It was 21 years ago yesterday: I was fast asleep when TLW
(The Little Woman) woke me to tell me someone was at the front door. Going down
stairs I see my brother-in-law John at the front door. Just then the phone rang
and it was my sister Tessie saying: “Come quick, Daddy is gone!”
When I got to my parent’s house, I found Dad lying in the
hallway where he fell dead, from a heart attack. He was suffering from lung
cancer, after years of smoking. He wasn’t expected to live beyond the week and
this was a Wednesday morning. I went in and embraced everyone and said goodbye
to Dad and then they took his body away, the coroner, and that would be the
last time I saw him in his home. I kissed his forehead and tears welled up in
my eyes.
It is strange when someone passes in a private setting,
there is a sense of relief that the body is taken away from view, yet you hold
on to everything else. I was told they held the body for me to arrive before
moving Dad to the funeral parlor in the Hurst that was suddenly parked in the
front of the house.
Dealing with the shock, even though you expected it to
happen, leaves you comparing what you thought it would be like and the
unexpected event that did occur. The time and place does not fit your scenario.
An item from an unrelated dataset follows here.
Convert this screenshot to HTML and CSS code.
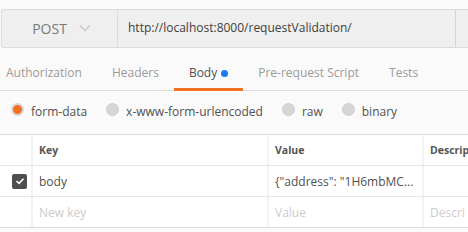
FILE: index.html
```html
<!DOCTYPE html>
<html>
<head>
<meta charset="utf-8">
<link rel="stylesheet" href="styles.css">
</head>
<body>
<div class="urlbar">
  <div class="method">POST
    <svg class="chev" width="12" height="8" viewBox="0 0 12 8"><path d="M1 1.5 L6 6.5 L11 1.5" fill="none" stroke="#c8c8c8" stroke-width="1.4"/></svg>
  </div>
  <div class="url">http://localhost:8000/requestValidation/</div>
  <div class="send"></div>
</div>
<div class="tabs">
  <div class="tab">Authorization</div>
  <div class="tab">Headers</div>
  <div class="tab active">Body <span class="dot"></span></div>
  <div class="tab">Pre-request Script</div>
  <div class="tab">Tests</div>
</div>
<div class="radios">
  <label class="radio"><span class="circle on"></span>form-data</label>
  <label class="radio"><span class="circle"></span>x-www-form-urlencoded</label>
  <label class="radio"><span class="circle"></span>raw</label>
  <label class="radio"><span class="circle"></span>binary</label>
</div>
<div class="table">
  <div class="row head">
    <div class="cell chk"></div>
    <div class="cell">Key</div>
    <div class="cell">Value</div>
    <div class="cell">Descrip</div>
  </div>
  <div class="row">
    <div class="cell chk"><span class="box"><svg width="10" height="8" viewBox="0 0 10 8"><path d="M1.5 4 L4 6.3 L8.5 1.7" fill="none" stroke="#fff" stroke-width="1.6"/></svg></span></div>
    <div class="cell">body</div>
    <div class="cell">{"address": "1H6mbMC...</div>
    <div class="cell"></div>
  </div>
  <div class="row ph">
    <div class="cell chk"></div>
    <div class="cell">New key</div>
    <div class="cell">Value</div>
    <div class="cell">Descri</div>
  </div>
</div>
</body>
</html>
```
FILE: styles.css
```css
html, body {
  margin: 0;
  padding: 0;
  background: #fafafa;
  font-family: "Open Sans", "Liberation Sans", sans-serif;
  overflow: hidden;
}
body {
  width: 468px;
  height: 232px;
}
.urlbar {
  display: flex;
  margin: 9px 0 0 1px;
  height: 37px;
  border: 1px solid #dcdcdc;
  border-right: none;
  border-radius: 3px 0 0 3px;
  background: #efefef;
}
.method {
  width: 115px;
  display: flex;
  align-items: center;
  justify-content: center;
  gap: 12px;
  font-size: 14px;
  color: #7a7a7a;
  padding-left: 4px;
  box-sizing: border-box;
}
.chev { margin-top: -2px; }
.url {
  width: 337px;
  border-left: 1px solid #dcdcdc;
  display: flex;
  align-items: center;
  padding-left: 10px;
  box-sizing: border-box;
  font-size: 12px;
  color: #404040;
  padding-bottom: 2px;
}
.send {
  flex: 1;
  border-left: 1px solid #d4d4d4;
  margin-left: 1px;
}
.tabs {
  display: flex;
  margin-top: 1px;
  margin-left: -9px;
  border-bottom: 1px solid #dedede;
  box-sizing: border-box;
  height: 42px;
}
.tab {
  padding: 0 15px;
  font-size: 12px;
  color: #9a9a9a;
  display: flex;
  align-items: center;
  padding-top: 8px;
  border-bottom: 3px solid transparent;
  margin-bottom: -1px;
  white-space: nowrap;
}
.tab.active {
  color: #505050;
  border-bottom-color: #f47023;
}
.dot {
  display: inline-block;
  width: 7px;
  height: 7px;
  border-radius: 50%;
  background: #1a7cf2;
  margin-left: 4px;
  margin-top: 2px;
}
.radios {
  display: flex;
  height: 43px;
  align-items: center;
  padding-left: 11px;
  gap: 19px;
  padding-bottom: 2px;
  box-sizing: border-box;
}
.radio {
  display: flex;
  align-items: center;
  font-size: 12px;
  color: #505050;
  gap: 7px;
}
.circle {
  width: 11px;
  height: 11px;
  border-radius: 50%;
  background: #d6d6d6;
  border: 1px solid #cfcfcf;
  margin-top: -4px;
}
.circle.on {
  background: #f47023;
  width: 9px;
  height: 9px;
  border: 2px solid #d8d8d8;
}
.table {
  background: #fff;
  border-top: 1px solid #dcdcdc;
  border-bottom: 1px solid #dcdcdc;
}
.row {
  display: grid;
  grid-template-columns: 31px 236px 155px 1fr;
  height: 30px;
  border-bottom: 1px solid #e6e6e6;
}
.row:last-child { border-bottom: none; }
.cell {
  display: flex;
  align-items: center;
  padding-left: 6px;
  font-size: 12px;
  color: #505050;
  border-left: 2px solid #f3f3f3;
  white-space: nowrap;
  overflow: hidden;
}
.cell.chk {
  border-left: none;
  padding-left: 12px;
}
.head .cell {
  font-size: 10.5px;
  font-weight: bold;
  color: #555;
}
.ph .cell { color: #cccccc; }
.box {
  width: 15px;
  height: 15px;
  border-radius: 2px;
  background: #4f4f4f;
  display: flex;
  align-items: center;
  justify-content: center;
}
```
You go back to what you thought it would be like because you can better relate
to yourself than you can with the reality. And after 21 years, you start to mix
up the way it happened with what you figured would happen.
I remember that next day after the burial was Father’s Day,
the most hollow and empty day of my life. It seemed to mock the whole family,
Dad was not here, where is he, and doesn’t he realize it is Father’s Day! It
seemed to me like someone had taken a chunk of the day, and carved it out, leaving:
me nothingness between where my Mom sat and the family member who sat next to
her.
So 21 years later, it still is a bad day.
3 comments:
Grandpa was such a great guy. I remember when I was around ten years old, he used to encourage me to "write stories" about the Mets and Jets and other sporting events. His encouragement -- along with your support and encouragement -- is one of the big reasons I am a writer today. When he was dying, I used to drive over to the house after school and sit with him. I'm so glad I had the opportunity to do that. It's hard to believe it's been 21 years. It's very sad, but I'm very happy to have his name.
-#1 Son
No matter the circumstances, we can never be prepared for the death of a parent. We can honor them by living lives they would be proud of, and I'm sure your Dad would be pleased at how you have upheld the family name.
I loved him so much and miss him everyday. He was a very special grandfather.